Anti-Semitism was the central element of National Socialist ideology. For this reason, German Jews resisted the NSDAP even before 1933. The National Socialists called on the population to boycott Jewish businesses on April 1, 1933, and began excluding the Jews from economic life. Confronted by persecution and anti-Semitic propaganda, many of the more than 550,000 German Jews began to see themselves differently. The Jewish Communities, the Jewish Cultural Association, and Jewish sports associations and educational institutions became places of self-assertion and solidarity.

From the mid-1930s on, more and more German Jews deliberately prepared for emigration and life abroad through language courses and vocational training. More than 350,000 Jews were able to escape persecution by leaving Germany. Beginning in October 1941, over 165,000 German Jews were deported to the extermination camps and ghettos in the German-occupied territories in Poland and the Soviet Union. Some 10,000 to 12,000 of them tried to evade this deadly threat by going into hiding and thus resisting the dictatorship. In Germany, some 5,000 of these people survived, over 1,700 of them in Berlin.

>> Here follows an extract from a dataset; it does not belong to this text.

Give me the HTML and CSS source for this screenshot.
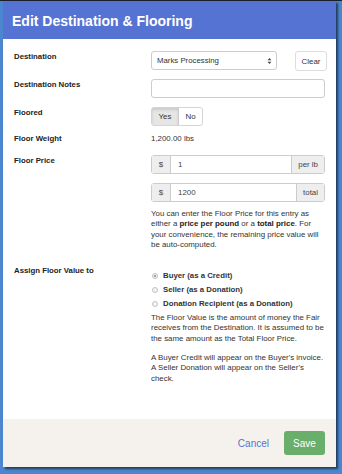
FILE: index.html
```html
<!DOCTYPE html>
<html>
<head>
<meta charset="utf-8">
<link rel="stylesheet" href="styles.css">
</head>
<body>
<div class="modal">
  <div class="modal-header">Edit Destination &amp; Flooring</div>
  <div class="modal-body">
    <div class="row r-dest">
      <div class="label">Destination</div>
      <div class="field">
        <div class="dest-line">
          <div class="select">Marks Processing<span class="caret"><svg width="5" height="8" viewBox="0 0 5 8"><path d="M0.6 3.2L2.5 1L4.4 3.2Z M0.6 4.8L2.5 7L4.4 4.8Z" fill="#444"/></svg></span></div>
          <div class="btn btn-clear">Clear</div>
        </div>
      </div>
    </div>
    <div class="row r-notes">
      <div class="label">Destination Notes</div>
      <div class="field"><div class="input notes"></div></div>
    </div>
    <div class="row r-floored">
      <div class="label">Floored</div>
      <div class="field">
        <div class="btn-group"><span class="seg active">Yes</span><span class="seg">No</span></div>
      </div>
    </div>
    <div class="row r-weight">
      <div class="label">Floor Weight</div>
      <div class="field value">1,200.00 lbs</div>
    </div>
    <div class="row r-price">
      <div class="label">Floor Price</div>
      <div class="field">
        <div class="igroup"><span class="addon">$</span><span class="ival">1</span><span class="addon right">per lb</span></div>
        <div class="igroup second"><span class="addon">$</span><span class="ival">1200</span><span class="addon right">total</span></div>
        <p class="help p-price">You can enter the Floor Price for this entry as<br>either a <b>price per pound</b> or a <b>total price</b>. For<br>your convenience, the remaining price value will<br>be auto-computed.</p>
      </div>
    </div>
    <div class="row r-assign">
      <div class="label">Assign Floor Value to</div>
      <div class="field">
        <div class="radios">
          <div class="radio"><span class="dot checked"></span><b>Buyer (as a Credit)</b></div>
          <div class="radio"><span class="dot"></span><b>Seller (as a Donation)</b></div>
          <div class="radio"><span class="dot"></span><b>Donation Recipient (as a Donation)</b></div>
        </div>
        <p class="help p-value">The Floor Value is the amount of money the Fair<br>receives from the Destination. It is assumed to be<br>the same amount as the Total Floor Price.</p>
        <p class="help p-credit">A Buyer Credit will appear on the Buyer's invoice.<br>A Seller Donation will appear on the Seller's<br>check.</p>
      </div>
    </div>
  </div>
  <div class="modal-footer">
    <span class="cancel">Cancel</span>
    <span class="btn-save">Save</span>
  </div>
</div>
</body>
</html>
```
FILE: styles.css
```css
html, body {
  margin: 0;
  padding: 0;
}
body {
  width: 342px;
  height: 474px;
  background: #4c86cf;
  font-family: "Liberation Sans", Arial, sans-serif;
  color: #222;
  overflow: hidden;
  border-top: 1px solid #1a1f2a;
  box-sizing: border-box;
}
.modal {
  margin-left: 3px;
  width: 333px;
  height: 466px;
  background: #fff;
  display: flex;
  flex-direction: column;
  box-shadow: 2px 2px 2px rgba(0,0,0,0.55);
}
.modal-header {
  height: 38px;
  background: #5573d3;
  color: #fff;
  font-weight: bold;
  font-size: 14px;
  display: flex;
  align-items: center;
  padding-left: 9px;
  padding-top: 1px;
  box-sizing: border-box;
  flex: none;
}
.modal-body {
  flex: 1;
  padding: 12px 0 0 11px;
  box-sizing: border-box;
}
.row {
  display: flex;
}
.label {
  width: 137px;
  flex: none;
  font-size: 7.8px;
  line-height: 12px;
  font-weight: bold;
  color: #222;
}
.field {
  width: 174px;
  flex: none;
  font-size: 7.9px;
}
.dest-line {
  display: flex;
  gap: 18px;
  width: 176px;
}
.select {
  width: 126px;
  height: 19px;
  box-sizing: border-box;
  border: 1px solid #ccc;
  border-radius: 3px;
  font-size: 7.8px;
  padding-left: 5px;
  display: flex;
  align-items: center;
  justify-content: space-between;
  padding-right: 4px;
  color: #333;
}
.caret { display: flex; }
.btn {
  border: 1px solid #ddd;
  border-radius: 3px;
  background: #fff;
  display: flex;
  align-items: center;
  justify-content: center;
  font-size: 7.9px;
  color: #333;
}
.btn-clear {
  width: 32px;
  height: 20px;
  box-sizing: border-box;
}
.r-notes { margin-top: 8px; }
.input.notes {
  width: 174px;
  height: 19px;
  box-sizing: border-box;
  border: 1px solid #ccc;
  border-radius: 3px;
}
.r-floored { margin-top: 9px; }
.btn-group {
  display: inline-flex;
  border: 1px solid #d5d5d5;
  border-radius: 3px;
  height: 19px;
  box-sizing: border-box;
  font-size: 7.9px;
  color: #333;
}
.seg {
  display: flex;
  align-items: center;
  justify-content: center;
  width: 23px;
}
.seg.active {
  width: 26px;
  background: #e6e6e6;
  box-shadow: inset 0 2px 3px rgba(0,0,0,0.12);
  border-right: 1px solid #ccc;
}
.r-weight { margin-top: 7px; }
.value { font-size: 7.9px; line-height: 12px; color: #333; }
.r-price { margin-top: 10px; }
.igroup {
  display: flex;
  height: 19px;
  width: 174px;
  box-sizing: border-box;
  border: 1px solid #ccc;
  border-radius: 3px;
  font-size: 7.9px;
  color: #444;
}
.igroup.second { margin-top: 9px; }
.addon {
  width: 18px;
  background: #eee;
  display: flex;
  align-items: center;
  justify-content: center;
  border-right: 1px solid #ccc;
}
.addon.right {
  width: auto;
  padding: 0 6px;
  border-right: none;
  border-left: 1px solid #ccc;
}
.ival {
  flex: 1;
  display: flex;
  align-items: center;
  padding-left: 7px;
}
.help {
  margin: 0;
  font-size: 7.9px;
  line-height: 10.6px;
  color: #333;
  white-space: nowrap;
}
.help b { color: #222; }
.p-price { margin-top: 6.5px; }
.r-assign { margin-top: 14px; }
.radios { padding-top: 4px; }
.radio {
  display: flex;
  align-items: center;
  height: 14px;
  font-size: 7.8px;
  color: #333;
}
.dot {
  width: 6px;
  height: 6px;
  box-sizing: border-box;
  border: 1px solid #c2c2c2;
  border-radius: 50%;
  margin: 0 5px 0 1px;
  background: #f4f4f4;
  position: relative;
  flex: none;
}
.dot.checked::after {
  content: "";
  position: absolute;
  left: 1px;
  top: 1px;
  width: 2px;
  height: 2px;
  border-radius: 50%;
  background: #8a8a8a;
}
.p-value { margin-top: 2px; }
.p-credit { margin-top: 8px; }
.modal-footer {
  flex: none;
  height: 48px;
  background: #f5f2ee;
  display: flex;
  align-items: center;
  justify-content: flex-end;
  padding-right: 11px;
}
.cancel {
  color: #5573d3;
  font-size: 10px;
  margin-right: 15px;
}
.btn-save {
  width: 41px;
  height: 24px;
  background: #69ae6b;
  border-radius: 3px;
  color: #fff;
  font-size: 10px;
  display: flex;
  align-items: center;
  justify-content: center;
}
```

Jews took a stand against the National Socialist crimes on many occasions—in Berlin, for instance, through the groups formed around Herbert Baum or the group Chug Chaluzi (Hebrew for “circle of pioneers”). There were escape attempts and uprisings in ghettos and camps, with the largest uprising in the Warsaw Ghetto in April of 1943.

Groups of Jewish resistance activists joined partisan organizations and fought the German occupying troops alongside them. Under very dangerous circumstances, the will for self-assertion thus grew into active armed struggle for their own dignity and against the genocide of the European Jews. The uprisings in the Treblinka, Sobibor, and Auschwitz-Birkenau extermination camps were part of this resistance.